Task requirements: Which lines below hold the word "this"? Report each one.

Excerpt from a dataset:
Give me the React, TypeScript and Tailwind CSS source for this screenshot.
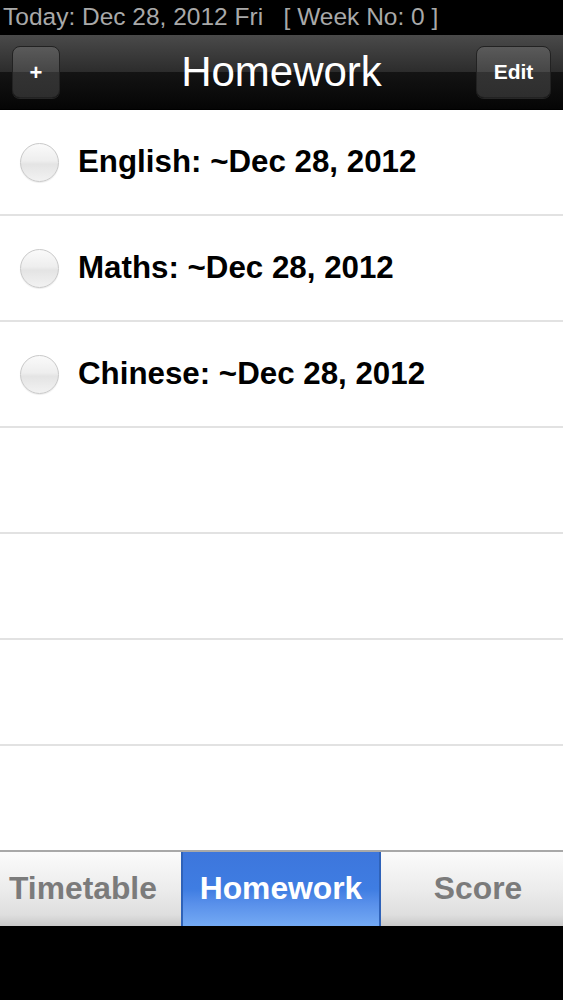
import React from 'react';

const items = ['English: ~Dec 28, 2012', 'Maths: ~Dec 28, 2012', 'Chinese: ~Dec 28, 2012'];
const rows = [...items, '', '', '', ''];

function Radio() {
  return (
    <div className="w-[39px] h-[39px] rounded-full border border-[#c9c9c9] bg-[linear-gradient(to_bottom,#fafafa_0%,#eeeeee_45%,#e4e4e4_55%,#f2f2f2_100%)] shadow-[0_1px_1px_rgba(0,0,0,0.08)] shrink-0" />
  );
}

export default function App() {
  return (
    <div className="w-[563px] h-[1000px] bg-black flex flex-col overflow-hidden font-['Liberation_Sans',Arial,sans-serif]">
      {/* Status line */}
      <div className="h-[35px] flex items-center pl-[3px] text-[24.5px] text-[#a9a9a9] leading-none whitespace-pre">
        Today: Dec 28, 2012 Fri   [ Week No: 0 ]
      </div>

      {/* Nav bar */}
      <div className="h-[75px] relative flex items-center justify-between px-[12px] border-b border-black bg-[linear-gradient(to_bottom,#4a4a4a_0%,#2c2c2c_50%,#141414_50%,#050505_100%)]">
        <button className="w-[48px] h-[52px] rounded-[8px] border border-[#222] bg-[linear-gradient(to_bottom,#5a5a5a_0%,#464646_50%,#333_50%,#2e2e2e_100%)] text-white text-[22px] font-bold flex items-center justify-center shadow-[0_1px_0_rgba(255,255,255,0.12)]">
          +
        </button>
        <h1 className="absolute left-0 right-0 text-center text-white text-[42px] leading-none pointer-events-none">Homework</h1>
        <button className="w-[75px] h-[52px] rounded-[8px] border border-[#222] bg-[linear-gradient(to_bottom,#5a5a5a_0%,#464646_50%,#333_50%,#2e2e2e_100%)] text-white text-[21px] font-bold flex items-center justify-center shadow-[0_1px_0_rgba(255,255,255,0.12)]">
          Edit
        </button>
      </div>

      {/* List */}
      <div className="flex-1 flex flex-col bg-white">
        {rows.map((label, i) => (
          <div
            key={i}
            className={`flex-1 flex items-center gap-[19px] pl-[20px] ${i < rows.length - 1 ? 'border-b-2 border-[#e2e2e2]' : ''}`}
          >
            {label && (
              <>
                <Radio />
                <span className="text-[31.3px] font-bold text-black leading-none">{label}</span>
              </>
            )}
          </div>
        ))}
      </div>

      {/* Segmented tabs */}
      <div className="h-[76px] flex border-t-2 border-[#a8a8a8] bg-[linear-gradient(to_bottom,#fbfbfb_0%,#ececec_50%,#dedede_85%,#c8c8c8_100%)]">
        <div className="w-[181px] flex items-center pl-[9px] text-[31.8px] font-bold text-[#7b7b7b] leading-none">Timetable</div>
        <div className="w-[200px] flex items-center justify-center text-[31.8px] font-bold text-white leading-none border-x-2 border-[#2f62b8] bg-[linear-gradient(to_bottom,#3d76dc_0%,#3f7de2_50%,#5990ea_70%,#74aaf4_100%)]">
          Homework
        </div>
        <div className="flex-1 flex items-center justify-center pl-[12px] text-[31.8px] font-bold text-[#7b7b7b] leading-none">Score</div>
      </div>

      <div className="h-[74px] bg-black" />
    </div>
  );
}
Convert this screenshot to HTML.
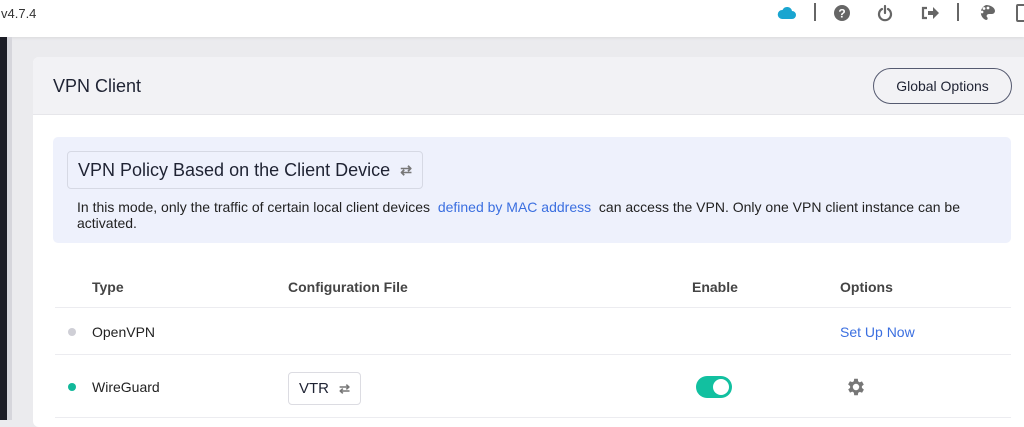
<!DOCTYPE html>
<html><head><style>
*{margin:0;padding:0;box-sizing:border-box}
body{width:1024px;height:420px;overflow:hidden;background:#ebebee;font-family:"Liberation Sans",sans-serif;position:relative;color:#1f2333}
.top{position:absolute;left:0;top:0;width:1024px;height:37px;background:#fff;box-shadow:0 1px 3px rgba(0,0,0,.08)}
.ver{position:absolute;left:1px;top:6px;font-size:13px;color:#333}
.dark{position:absolute;left:0;top:37px;width:7px;height:383px;background:#1c1d26}
.lite{position:absolute;left:7px;top:37px;width:5px;height:383px;background:#d6d6dc}
.card{position:absolute;left:33px;top:57px;width:1000px;height:370px;background:#fff;border-radius:6px;overflow:hidden}
.hd{height:58px;background:#f2f2f5;border-bottom:1px solid #e6e6ea;position:relative}
.hd h1{position:absolute;left:20px;top:19px;font-size:18px;font-weight:normal;color:#1f2333}
.gbtn{position:absolute;left:840px;top:11px;width:139px;height:36px;border:1px solid #555a70;border-radius:18px;font-size:14px;text-align:center;line-height:34px;color:#1f2333}
.info{position:absolute;left:20px;top:80px;width:958px;height:106px;background:#eef1fc;border-radius:5px}
.sel{position:absolute;left:14px;top:14px;width:356px;height:38px;border:1px solid #d6d9e4;border-radius:4px;font-size:18px;line-height:36px;padding-left:10px;color:#1f2333}
.sel span{position:absolute;right:10px;top:0;font-size:14px;font-weight:bold;color:#777}
.txt{position:absolute;left:24px;top:62px;font-size:14px;line-height:16px;color:#222;width:900px}
.txt a{color:#3b6fe0;text-decoration:none}
.th{position:absolute;top:222px;font-size:14px;font-weight:bold;color:#444}
.line{position:absolute;left:22px;width:956px;height:1px;background:#ececf0}
.td{position:absolute;font-size:14px;color:#222}
.dot{position:absolute;width:8px;height:8px;border-radius:50%}
</style></head><body>
<div class="top"><div class="ver">v4.7.4</div>
<svg style="position:absolute;left:777px;top:5px" width="20" height="16" viewBox="0 0 20 16"><path d="M5 14h10a4 4 0 0 0 0-8 5 5 0 0 0-9.5-1A4.5 4.5 0 0 0 5 14z" fill="#1aa5d0"/></svg>
<div style="position:absolute;left:814px;top:3px;width:2px;height:18px;background:#666"></div>
<svg style="position:absolute;left:834px;top:5px" width="16" height="16" viewBox="0 0 16 16"><circle cx="8" cy="8" r="8" fill="#666"/><text x="8" y="12.5" font-size="12" font-weight="bold" text-anchor="middle" fill="#fff" font-family="Liberation Sans">?</text></svg>
<svg style="position:absolute;left:877px;top:4px" width="16" height="18" viewBox="0 0 16 18"><path d="M5 5a6 6 0 1 0 6 0M8 2v7" stroke="#666" stroke-width="2.2" fill="none" stroke-linecap="round"/></svg>
<svg style="position:absolute;left:921px;top:6px" width="18" height="14" viewBox="0 0 18 14"><path d="M6 2H2v10h4" stroke="#666" stroke-width="2.2" fill="none"/><path d="M7 5h5V1l6 6-6 6V9H7z" fill="#666"/></svg>
<div style="position:absolute;left:957px;top:3px;width:2px;height:18px;background:#666"></div>
<svg style="position:absolute;left:977px;top:4px" width="18" height="17" viewBox="0 0 18 17"><path d="M9 1a8 8 0 0 0 0 15c2 0 2-2 1-3s0-3 2-3h3a3 3 0 0 0 3-3C18 4 14 1 9 1z" fill="#666"/><circle cx="5" cy="8" r="1.4" fill="#fff"/><circle cx="7" cy="4.5" r="1.4" fill="#fff"/><circle cx="11" cy="4" r="1.4" fill="#fff"/></svg>
<div style="position:absolute;left:1016px;top:4px;width:10px;height:18px;border:2px solid #666;border-radius:2px"></div>
</div>
<div class="dark"></div><div class="lite"></div>
<div class="card">
<div class="hd"><h1>VPN Client</h1><div class="gbtn">Global Options</div></div>
<div class="info"><div class="sel">VPN Policy Based on the Client Device<span>⇄</span></div>
<div class="txt">In this mode, only the traffic of certain local client devices &nbsp;<a>defined by MAC address</a>&nbsp; can access the VPN. Only one VPN client instance can be activated.</div></div>
<div class="th" style="left:59px">Type</div>
<div class="th" style="left:255px">Configuration File</div>
<div class="th" style="left:659px">Enable</div>
<div class="th" style="left:807px">Options</div>
<div class="line" style="top:250px"></div>
<div class="dot" style="left:35px;top:271px;background:#cfcfd6"></div>
<div class="td" style="left:59px;top:267px">OpenVPN</div>
<div class="td" style="left:807px;top:267px;color:#3b6fe0">Set Up Now</div>
<div class="line" style="top:297px"></div>
<div class="dot" style="left:35px;top:326px;background:#12b89a"></div>
<div class="td" style="left:59px;top:322px">WireGuard</div>
<div style="position:absolute;left:255px;top:315px;width:73px;height:33px;border:1px solid #dcdce2;border-radius:4px;font-size:15px;line-height:31px;padding-left:10px">VTR<span style="position:absolute;right:10px;font-size:13px;font-weight:bold;color:#777">⇄</span></div>
<div style="position:absolute;left:663px;top:319px;width:36px;height:22px;border-radius:11px;background:#12c0a0"><div style="position:absolute;right:3px;top:3px;width:16px;height:16px;border-radius:50%;background:#fff"></div></div>
<svg style="position:absolute;left:812px;top:319px" width="22" height="22" viewBox="0 0 24 24"><path fill="#777" d="M19.4 13a7.5 7.5 0 0 0 0-2l2.1-1.6-2-3.5-2.5 1a7 7 0 0 0-1.7-1L15 3h-4l-.4 2.7a7 7 0 0 0-1.7 1l-2.5-1-2 3.5L6.6 11a7.5 7.5 0 0 0 0 2l-2.1 1.6 2 3.5 2.5-1a7 7 0 0 0 1.7 1L11 21h4l.4-2.7a7 7 0 0 0 1.7-1l2.5 1 2-3.5zM13 15.5a3.5 3.5 0 1 1 0-7 3.5 3.5 0 0 1 0 7z" transform="translate(-1 0)"/></svg>
<div class="line" style="top:360px"></div>
</div>
</body></html>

Solution:
Give me the React, TypeScript and Tailwind CSS source for this screenshot.
Convert this screenshot to HTML.
<div class="txt">In this mode, only the traffic of certain local client devices &nbsp;<a>defined by MAC address</a>&nbsp; can access the VPN. Only one VPN client instance can be activated.</div></div>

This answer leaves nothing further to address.